5. Tidak membuat putusan ketika marah
 Dalam mengarungi biduk rumah tangga, suami atau isteri pasti berhadapan dengan keadaan yang mengharuskan untuk mengambil keputusan. Setiap keputusan yang diambil hendaknya dimusyarahkan berdua. Disitulah akan semakin tercipta kekompakan berumah tangga. Keputusan yang diambil juga dipertimbangkan matang-matang. Termasuk dalam hal ini, tidak membuat keputusan saat sedang marah (emosi).

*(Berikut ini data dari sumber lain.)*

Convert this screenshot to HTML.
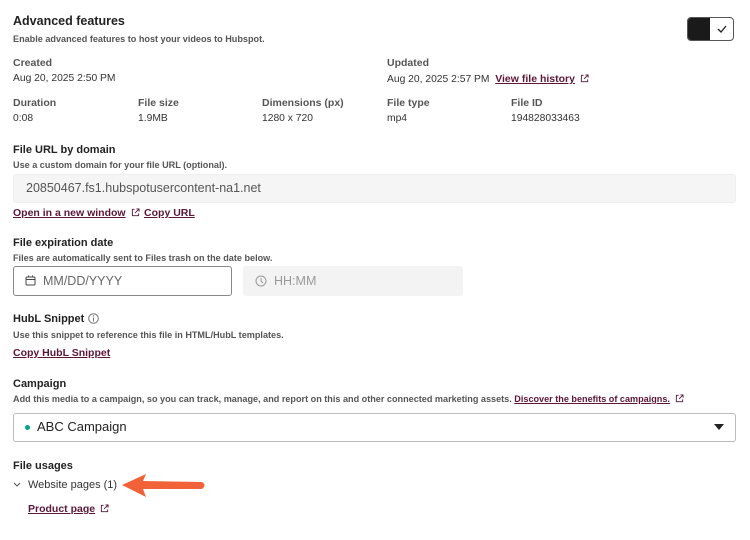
<!DOCTYPE html>
<html><head><meta charset="utf-8"><style>
body{margin:0;width:750px;height:540px;background:#fff;font-family:"Liberation Sans",sans-serif;color:#33475b;position:relative;overflow:hidden}
.a{position:absolute;white-space:nowrap;line-height:14px}
.h{font-weight:bold;font-size:11px;color:#222}
.l{font-weight:bold;font-size:10.5px;color:#555}
.v{font-size:10.3px;color:#333}
.s{font-weight:bold;font-size:9.1px;color:#555}
.k{font-weight:bold;font-size:10.5px;color:#5b1638;text-decoration:underline}
.box{position:absolute;box-sizing:border-box;border-radius:3px}
.ext{display:inline-block;width:9px;height:9px;margin-left:5px;vertical-align:-1px}
</style></head><body>
<svg width="0" height="0" style="position:absolute"><defs><symbol id="e" viewBox="0 0 10 10"><path d="M4 1.5H1.5v7h7V6M6 1h3v3M9 1L4.5 5.5" fill="none" stroke="#5b1638" stroke-width="1"/></symbol></defs></svg>
<div class="a h" style="left:13px;top:14px;font-size:12.5px">Advanced features</div>
<div class="a s" style="left:13px;top:32px">Enable advanced features to host your videos to Hubspot.</div>
<div class="box" style="left:687px;top:17px;width:47px;height:24px;border:1px solid #555;background:#fff;border-radius:4px;overflow:hidden">
<div style="position:absolute;left:0;top:0;width:22px;height:24px;background:#1a1a1a"></div>
<svg style="position:absolute;left:28px;top:6px" width="12" height="10"><path d="M2 5l3 3 5-6" stroke="#222" stroke-width="1.3" fill="none"/></svg></div>

<div class="a l" style="left:13px;top:56px">Created</div>
<div class="a v" style="left:13px;top:72px">Aug 20, 2025 2:50 PM</div>
<div class="a l" style="left:387px;top:56px">Updated</div>
<div class="a v" style="left:387px;top:72px">Aug 20, 2025 2:57 PM &nbsp;<span class="k">View file history</span><svg class="ext"><use href="#e"/></svg></div>

<div class="a l" style="left:13px;top:96px">Duration</div><div class="a v" style="left:13px;top:112px">0:08</div>
<div class="a l" style="left:138px;top:96px">File size</div><div class="a v" style="left:138px;top:112px">1.9MB</div>
<div class="a l" style="left:262px;top:96px">Dimensions (px)</div><div class="a v" style="left:262px;top:112px">1280 x 720</div>
<div class="a l" style="left:387px;top:96px">File type</div><div class="a v" style="left:387px;top:112px">mp4</div>
<div class="a l" style="left:511px;top:96px">File ID</div><div class="a v" style="left:511px;top:112px">194828033463</div>

<div class="a h" style="left:13px;top:143px">File URL by domain</div>
<div class="a s" style="left:13px;top:158px">Use a custom domain for your file URL (optional).</div>
<div class="box" style="left:13px;top:174px;width:723px;height:29px;background:#f5f5f5;border:1px solid #eee"></div>
<div class="a" style="left:26px;top:181px;font-size:12.5px;color:#555">20850467.fs1.hubspotusercontent-na1.net</div>
<div class="a" style="left:13px;top:205px"><span class="k">Open in a new window</span><svg class="ext"><use href="#e"/></svg> <span class="k">Copy URL</span></div>

<div class="a h" style="left:13px;top:236px">File expiration date</div>
<div class="a s" style="left:13px;top:251px">Files are automatically sent to Files trash on the date below.</div>
<div class="box" style="left:13px;top:266px;width:219px;height:30px;border:1px solid #888"></div>
<svg class="a" style="left:25px;top:275px" width="11" height="11"><rect x="1" y="2" width="9" height="8" rx="1" fill="none" stroke="#444"/><line x1="1" y1="4.5" x2="10" y2="4.5" stroke="#444"/><line x1="3.5" y1="0.5" x2="3.5" y2="2.5" stroke="#444"/><line x1="7.5" y1="0.5" x2="7.5" y2="2.5" stroke="#444"/></svg>
<div class="a" style="left:43px;top:274px;font-size:12.5px;color:#666">MM/DD/YYYY</div>
<div class="box" style="left:243px;top:266px;width:220px;height:30px;background:#f3f3f3"></div>
<svg class="a" style="left:255px;top:275px" width="12" height="12"><circle cx="6" cy="6" r="5" fill="none" stroke="#999"/><path d="M6 3v3l2 2" stroke="#999" fill="none"/></svg>
<div class="a" style="left:274px;top:274px;font-size:12.5px;color:#999">HH:MM</div>

<div class="a h" style="left:13px;top:312px">HubL Snippet</div>
<svg class="a" style="left:88px;top:313px" width="11" height="11"><circle cx="5.5" cy="5.5" r="4.8" fill="none" stroke="#777"/><line x1="5.5" y1="4.5" x2="5.5" y2="8.5" stroke="#777"/><circle cx="5.5" cy="3" r=".7" fill="#777"/></svg>
<div class="a s" style="left:13px;top:328px">Use this snippet to reference this file in HTML/HubL templates.</div>
<div class="a k" style="left:13px;top:346px">Copy HubL Snippet</div>

<div class="a h" style="left:13px;top:377px">Campaign</div>
<div class="a s" style="left:13px;top:392px">Add this media to a campaign, so you can track, manage, and report on this and other connected marketing assets. <span class="k" style="font-size:9.1px">Discover the benefits of campaigns.</span><svg class="ext"><use href="#e"/></svg></div>
<div class="box" style="left:13px;top:413px;width:723px;height:29px;border:1px solid #bbb"></div>
<div class="a" style="left:25px;top:425px;width:5px;height:5px;border-radius:50%;background:#00a38d"></div>
<div class="a" style="left:37px;top:420px;font-size:13px;color:#222">ABC Campaign</div>
<svg class="a" style="left:714px;top:424px" width="10" height="6"><path d="M0 0h10L5 6z" fill="#222"/></svg>

<div class="a h" style="left:13px;top:459px">File usages</div>
<svg class="a" style="left:13px;top:482px" width="8" height="6"><path d="M1 1l3 3 3-3" stroke="#555" fill="none"/></svg>
<div class="a" style="left:28px;top:478px;font-size:11px;color:#333">Website pages (1)</div>
<svg class="a" style="left:118px;top:471px" width="90" height="30"><path d="M4 14 L28 3 L25 10 L84 11 Q89 14 84 18 L25 18 L28 26 Z" fill="#f26239"/></svg>
<div class="a" style="left:28px;top:501px"><span class="k">Product page</span><svg class="ext"><use href="#e"/></svg></div>
</body></html>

Keputusan yang demikian seringkali mengakibatkan penyesalan. Dalam hal ini, suami isteri harus dapat mengontrol ego masing-masing. Suami pasti punya keinginan. Demikian juga isteri. Disitulah pentingnya bermusyawarah dengan kepala dingin. Sediakan waktu khusus untuk diskusi dan membahas apa saja. Saling terbuka adalah modal utama. Pada akhirnya, harus disadari bahwa suami tidak seyogyanya memaksa isteri untuk menjadi 100 persen sebagaimana yang diinginkannya. Begitu juga sebaliknya. 
 
 6. Bahagia sehidup-sesurga 
“Rabbana atina fid dunya hasanah wa fil akhirati hasanah wa qina‘adzaban nar.” Itulah doa yang biasa dipanjatkan selepas shalat dan dalam pertemuan serta acara. Tujuan hidup termasuk berumah tangga adalah tercapainya bahagia baik di dunia maupun akhirat. Seorang tokoh nasional menasihatkan perlunya keluarga memiliki visi surgawi. Maksudnya, semacam panduan internal keluarga agar dapat masuk surga sekeluarga. Setiap keluarga ingin hidup bahagia. Namun demikian harus dipastikan bahwa kebahagiaan dunia tersebut dapat menghantarkan pada tercapainya kebahagian akhirat. Dengan bahasa yang lebih sederhana, boleh-boleh saja berusaha untuk hidup enak. Namun yang paling penting adalah bagaimana bisa mati enak. Mati enak adalah istilah lain dari husnul khatimah. Dengan jalan itu, maka tergapailah bahagia sehidup-sesurga. Wallahu a’lamu bi ash-shawab.